Securing Ethereum Smart Contracts: A Critical Analysis of Key Solidity Vulnerabilities and Mitigation Actions
摘要
Smart contracts are a fundamental component of applications built using blockchain or distributed ledger technology. These contracts consist of computer code that defines a set of rules mutually agreed upon by all involved parties. Once the predetermined conditions are met, the smart contract autonomously executes, facilitating the completion of the transaction without the need for intermediaries. Ethereum, as an open and global computing platform, enables the exchange of value, automated workflows, and the creation of general-purpose applications, utilizing smart contracts to enforce these processes. Unlike traditional software, smart contracts are immutable once deployed on the blockchain, meaning they cannot be modified or updated, even for security patches.
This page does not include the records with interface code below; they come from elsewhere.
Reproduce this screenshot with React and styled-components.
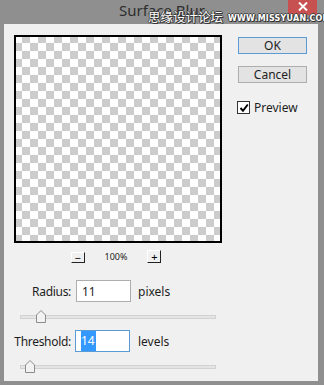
import React from 'react'
import styled, { createGlobalStyle } from 'styled-components'

const GlobalStyle = createGlobalStyle`
    html, body {
        margin: 0;
        padding: 0;
        background: #8f8f8f;
    }
    * {
        box-sizing: border-box;
    }
`

const Window = styled.div`
    position: relative;
    width: 324px;
    height: 385px;
    display: flex;
    flex-direction: column;
    background: #8f8f8f;
    font-family: 'Noto Sans', 'Open Sans', sans-serif;
    font-size: 12px;
    color: #1e1e1e;
    overflow: hidden;
`
const TitleBar = styled.header`
    position: relative;
    height: 24px;
    display: flex;
    align-items: center;
    justify-content: center;
    font-size: 15px;
    color: #2e2e2e;
    padding-bottom: 5px;
`
const CloseButton = styled.span`
    position: absolute;
    top: 0;
    right: 7px;
    width: 29px;
    height: 15px;
    background: #c75050;
    display: flex;
    align-items: center;
    justify-content: center;
    padding-bottom: 2px;
`
const Watermark = styled.div`
    position: absolute;
    z-index: 1;
    left: 148px;
    top: 9px;
    display: flex;
    align-items: center;
    gap: 5px;
    white-space: nowrap;
    color: #fff;
    pointer-events: none;
    text-shadow: 1px 1px 0 #333, -1px 0 0 #444, 0 -1px 0 #444, 1px 0 0 #444, 0 1px 0 #444;
`
const WatermarkCn = styled.span`
    font-family: 'Noto Sans CJK SC', sans-serif;
    font-size: 12.5px;
    line-height: 16px;
`
const WatermarkUrl = styled.span`
    font-family: 'DejaVu Sans', sans-serif;
    font-size: 8px;
    font-weight: bold;
    letter-spacing: 0.2px;
    margin-top: 3px;
`

const Client = styled.main`
    flex: 1;
    margin: 0 6px 4px 4px;
    background: #f0f0f0;
    padding: 11px 0 0 10px;
    display: flex;
    flex-direction: column;
`
const TopRow = styled.div`
    display: flex;
    gap: 16px;
`
const PreviewColumn = styled.div`
    width: 208px;
    display: flex;
    flex-direction: column;
`
const Canvas = styled.div`
    width: 208px;
    height: 208px;
    border: 2px solid #000;
    background-color: #fff;
    background-image: repeating-conic-gradient(#cccccc 0 25%, #ffffff 0 50%);
    background-size: 16px 16px;
    background-position: -2px -2px;
`
const ZoomBar = styled.div`
    height: 14px;
    margin-top: 6px;
    display: flex;
    align-items: center;
    justify-content: center;
    gap: 20px;
    font-size: 9px;
    padding-right: 4px;
`
const ZoomButton = styled.span`
    width: 14px;
    height: ${p => (p.$tall ? 13 : 11)}px;
    margin-top: ${p => (p.$tall ? 0 : 2)}px;
    display: flex;
    align-items: center;
    justify-content: center;
    border-right: 1px solid #222;
    border-bottom: 1px solid #222;
    border-top: 1px solid #fff;
    border-left: 1px solid #fff;
    font-size: 11px;
    line-height: 1;
    color: #000;
`

const SideColumn = styled.div`
    width: 69px;
    padding-top: 2px;
    display: flex;
    flex-direction: column;
`
const DialogButton = styled.button`
    height: 17px;
    width: 69px;
    margin-bottom: 12px;
    padding: 0;
    font-family: inherit;
    font-size: 12px;
    line-height: 14px;
    color: #1e1e1e;
    background: #e3e3e3;
    border: 1px solid ${p => (p.$primary ? '#5b9bd5' : '#adadad')};
    outline: none;
`
const PreviewToggle = styled.label`
    margin-top: 4px;
    display: flex;
    align-items: center;
    gap: 4px;
    font-size: 12px;
    margin-left: -1px;
`
const CheckBox = styled.span`
    width: 13px;
    height: 13px;
    background: #fff;
    border: 1px solid #333;
    display: flex;
    align-items: center;
    justify-content: center;
`

const Params = styled.section`
    margin-top: 17px;
    display: flex;
    flex-direction: column;
`
const ParamRow = styled.div`
    display: flex;
    align-items: center;
    height: 22px;
`
const ParamLabel = styled.span`
    width: 57px;
    flex-shrink: 0;
    display: flex;
    justify-content: flex-end;
    white-space: nowrap;
    margin-right: 5px;
    font-size: 12px;
    letter-spacing: -0.3px;
`
const ParamInput = styled.div`
    width: 55px;
    height: 22px;
    margin-left: ${p => (p.$focused ? -1 : 0)}px;
    background: #fff;
    border: 1px solid ${p => (p.$focused ? '#5b9bd5' : '#adadad')};
    padding-left: 5px;
    display: flex;
    align-items: center;
    font-size: 12px;
`
const Selected = styled.span`
    background: #3399ff;
    color: #fff;
    padding: 1px 1px 2px 0;
`
const ParamUnit = styled.span`
    margin-left: ${p => (p.$focused ? 8 : 7)}px;
    font-size: 12px;
`
const Slider = styled.div`
    position: relative;
    width: 196px;
    height: 13px;
    margin: 8px 0 7px 6px;
`
const Track = styled.div`
    position: absolute;
    left: 0;
    right: 0;
    top: 5px;
    height: 4px;
    background: #e4e4e4;
    border: 1px solid #d2d2d2;
`
const Thumb = styled.svg`
    position: absolute;
    top: 0;
    width: 10px;
    height: 13px;
`

function SliderControl({ offset }) {
    return (
        <Slider>
            <Track />
            <Thumb style={{ left: offset }} viewBox="0 0 10 13">
                <path d="M0.5 5 L5 0.5 L9.5 5 V12.5 H0.5 Z" fill="#f2f2f2" stroke="#8c8c8c" />
            </Thumb>
        </Slider>
    )
}

export default function App() {
    return (
        <>
            <GlobalStyle />
            <Window>
                <TitleBar>
                    Surface Blur
                    <CloseButton>
                        <svg width="10" height="9" viewBox="0 0 10 9">
                            <path d="M1 0.5 L9 8.5 M9 0.5 L1 8.5" stroke="#fff" strokeWidth="2" />
                        </svg>
                    </CloseButton>
                    <Watermark>
                        <WatermarkCn>思缘设计论坛</WatermarkCn>
                        <WatermarkUrl>WWW.MISSYUAN.COM</WatermarkUrl>
                    </Watermark>
                </TitleBar>
                <Client>
                    <TopRow>
                        <PreviewColumn>
                            <Canvas />
                            <ZoomBar>
                                <ZoomButton>−</ZoomButton>
                                <span>100%</span>
                                <ZoomButton $tall>+</ZoomButton>
                            </ZoomBar>
                        </PreviewColumn>
                        <SideColumn>
                            <DialogButton $primary>OK</DialogButton>
                            <DialogButton>Cancel</DialogButton>
                            <PreviewToggle>
                                <CheckBox>
                                    <svg width="10" height="10" viewBox="0 0 10 10">
                                        <path d="M1.5 5 L4 7.8 L8.8 1.5" fill="none" stroke="#000" strokeWidth="2" />
                                    </svg>
                                </CheckBox>
                                Preview
                            </PreviewToggle>
                        </SideColumn>
                    </TopRow>
                    <Params>
                        <ParamRow>
                            <ParamLabel>Radius:</ParamLabel>
                            <ParamInput>11</ParamInput>
                            <ParamUnit>pixels</ParamUnit>
                        </ParamRow>
                        <SliderControl offset={16} />
                        <ParamRow>
                            <ParamLabel>Threshold:</ParamLabel>
                            <ParamInput $focused>
                                <Selected>14</Selected>
                            </ParamInput>
                            <ParamUnit $focused>levels</ParamUnit>
                        </ParamRow>
                        <SliderControl offset={5} />
                    </Params>
                </Client>
            </Window>
        </>
    )
}
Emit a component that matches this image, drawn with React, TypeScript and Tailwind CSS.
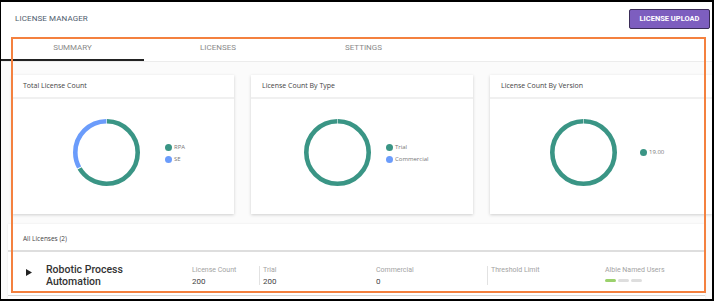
import { Fragment } from 'react'

type Segment = { color: string; value: number }

type ChartCard = {
  id: string
  title: string
  segments: Segment[]
  legend: { label: string; color: string }[]
  chartClass: string
  legendClass: string
}

const TEAL = '#3a9585'
const BLUE = '#6b9cfb'

const charts: ChartCard[] = [
  {
    id: 'total',
    title: 'Total License Count',
    segments: [
      { color: TEAL, value: 2 },
      { color: BLUE, value: 1 },
    ],
    legend: [
      { label: 'RPA', color: TEAL },
      { label: 'SE', color: BLUE },
    ],
    chartClass: 'ml-[61px]',
    legendClass: 'ml-[25px] mt-[25px]',
  },
  {
    id: 'type',
    title: 'License Count By Type',
    segments: [{ color: TEAL, value: 1 }],
    legend: [
      { label: 'Trial', color: TEAL },
      { label: 'Commercial', color: BLUE },
    ],
    chartClass: 'ml-[53px]',
    legendClass: 'ml-[15px] mt-[25px]',
  },
  {
    id: 'version',
    title: 'License Count By Version',
    segments: [{ color: TEAL, value: 1 }],
    legend: [{ label: '19.00', color: TEAL }],
    chartClass: 'ml-[60px]',
    legendClass: 'ml-[23px] mt-[30px]',
  },
]

const tabs = [
  { label: 'SUMMARY', width: 'w-[143px]', active: true },
  { label: 'LICENSES', width: 'w-[148px]', active: false },
  { label: 'SETTINGS', width: 'w-[143px]', active: false },
]

const columns = [
  { label: 'License Count', value: '200', width: 'w-[67px]', divider: true },
  { label: 'Trial', value: '200', width: 'w-[113px]', divider: false },
  { label: 'Commercial', value: '0', width: 'w-[111px]', divider: true },
  { label: 'Threshold Limit', value: '', width: 'w-[114px]', divider: false },
]

function Donut({ segments }: { segments: Segment[] }) {
  const r = 31.2
  const c = 2 * Math.PI * r
  const total = segments.reduce((s, x) => s + x.value, 0)
  const gap = 0.9
  let offset = 0
  return (
    <svg width="67" height="67" viewBox="0 0 67 67">
      <g transform="rotate(-90 33.5 33.5)">
        {segments.map((seg, i) => {
          const len = (seg.value / total) * c
          const el = (
            <circle
              key={i}
              cx="33.5"
              cy="33.5"
              r={r}
              fill="none"
              stroke={seg.color}
              strokeWidth="4.6"
              strokeDasharray={`${len - gap} ${c - len + gap}`}
              strokeDashoffset={-(offset + gap / 2)}
            />
          )
          offset += len
          return el
        })}
      </g>
    </svg>
  )
}

export default function App() {
  return (
    <div className="relative h-[301px] w-[715px] overflow-hidden bg-white font-['Roboto',sans-serif]">
      <div className="flex h-[301px] w-[714px] flex-col overflow-hidden border-b-2 border-l border-r-2 border-t-2 border-black bg-[#fbfbfb]">
        <header className="flex h-[34px] shrink-0 items-start justify-between bg-white">
          <h1 className="pl-[14px] pt-[11px] text-[8px] tracking-[0.1px] text-[#4f5d6e]">LICENSE MANAGER</h1>
          <button
            type="button"
            className="mr-[2px] mt-[7px] h-[20px] w-[81px] rounded-[2px] border border-[#3b2d58] bg-[#7d5ebf] text-[7.5px] font-bold text-white"
          >
            LICENSE UPLOAD
          </button>
        </header>

        <nav className="flex h-[26px] shrink-0 border-b border-[#ececec] bg-white">
          {tabs.map((tab) => (
            <div
              key={tab.label}
              className={`flex ${tab.width} items-center justify-center border-b-2 pt-[1px] text-[8px] text-[#8a8a8a] ${
                tab.active ? 'border-[#222]' : 'border-transparent'
              }`}
            >
              {tab.label}
            </div>
          ))}
        </nav>

        <div className="flex gap-[17px] pl-[11px] pt-[13px]">
          {charts.map((card) => (
            <section
              key={card.id}
              className="flex h-[139px] w-[222px] shrink-0 flex-col bg-white shadow-[0_1px_3px_rgba(0,0,0,0.18)]"
            >
              <div className="flex h-[24px] items-center border-b-2 border-[#f0f0f0] pl-[11px] pt-[1px] font-['Open_Sans',sans-serif] text-[7px] text-[#444]">
                {card.title}
              </div>
              <div className="flex flex-1 items-start pt-[20px]">
                <div className={card.chartClass}>
                  <Donut segments={card.segments} />
                </div>
                <ul
                  className={`${card.legendClass} flex flex-col gap-[5px] font-['Open_Sans',sans-serif] text-[6px] text-[#777]`}
                >
                  {card.legend.map((l) => (
                    <li key={l.label} className="flex items-center gap-[2px] leading-[7px]">
                      <span className="h-[7px] w-[7px] rounded-full" style={{ backgroundColor: l.color }} />
                      {l.label}
                    </li>
                  ))}
                </ul>
              </div>
            </section>
          ))}
        </div>

        <section className="mx-[7px] mt-[10px] flex-1 bg-white shadow-[0_0_2px_rgba(0,0,0,0.08)]">
          <div className="flex h-[28px] items-center border-b-2 border-[#dedede] pl-[15px] pt-[4px] font-['Open_Sans',sans-serif] text-[6.5px] text-[#444]">
            All Licenses (2)
          </div>
          <div className="flex h-[44px] items-start border-b border-[#d8d8d8] pt-[12px]">
            <svg className="ml-[18px] mt-[5px]" width="6" height="7" viewBox="0 0 6 7">
              <path d="M0 0 L6 3.5 L0 7 Z" fill="#222" />
            </svg>
            <div className="ml-[14px] w-[146px] text-[10.5px] font-medium leading-[12px] text-[#333]">
              Robotic Process
              <br />
              Automation
            </div>
            {columns.map((col) => (
              <Fragment key={col.label}>
                <div className={`${col.width} shrink-0 leading-[12px]`}>
                  <div className="text-[7px] text-[#a3a3a3]">{col.label}</div>
                  <div className="text-[8px] text-[#444]">{col.value}</div>
                </div>
                {col.divider && <div className="mr-[3px] mt-[2px] h-[19px] w-px bg-[#e2e2e2]" />}
              </Fragment>
            ))}
            <div className="leading-[12px]">
              <div className="text-[7px] text-[#a3a3a3]">Albie Named Users</div>
              <div className="mt-[3px] flex gap-[2px]">
                <span className="h-[3px] w-[11px] rounded-full bg-[#9bd16c]" />
                <span className="h-[3px] w-[11px] rounded-full bg-[#dedede]" />
                <span className="h-[3px] w-[11px] rounded-full bg-[#dedede]" />
              </div>
            </div>
          </div>
        </section>
      </div>

      <div className="pointer-events-none absolute left-[11px] top-[37px] h-[256px] w-[695px] border-2 border-[#f4813f]" />
    </div>
  )
}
This highlights the critical need for developers to implement strong security measures prior to deployment to prevent potential exploitation. Securing Ethereum smart contracts is vital to the overall security of the blockchain, as the open-source nature of the platform allows anyone to create and deploy contracts, including malicious ones, for personal gain. This paper conducts a critical review and comparison of key vulnerabilities in Solidity-coded smart contracts. Five major weaknesses are examined: re-entrancy attacks, integer overflow, unchecked external calls, denial of service, and gasless send. The findings reveal that several of these vulnerabilities pose significant risks, with some having high severity and moderate to high likelihood of occurrence. The paper also outlines key mitigation strategies to address these security challenges.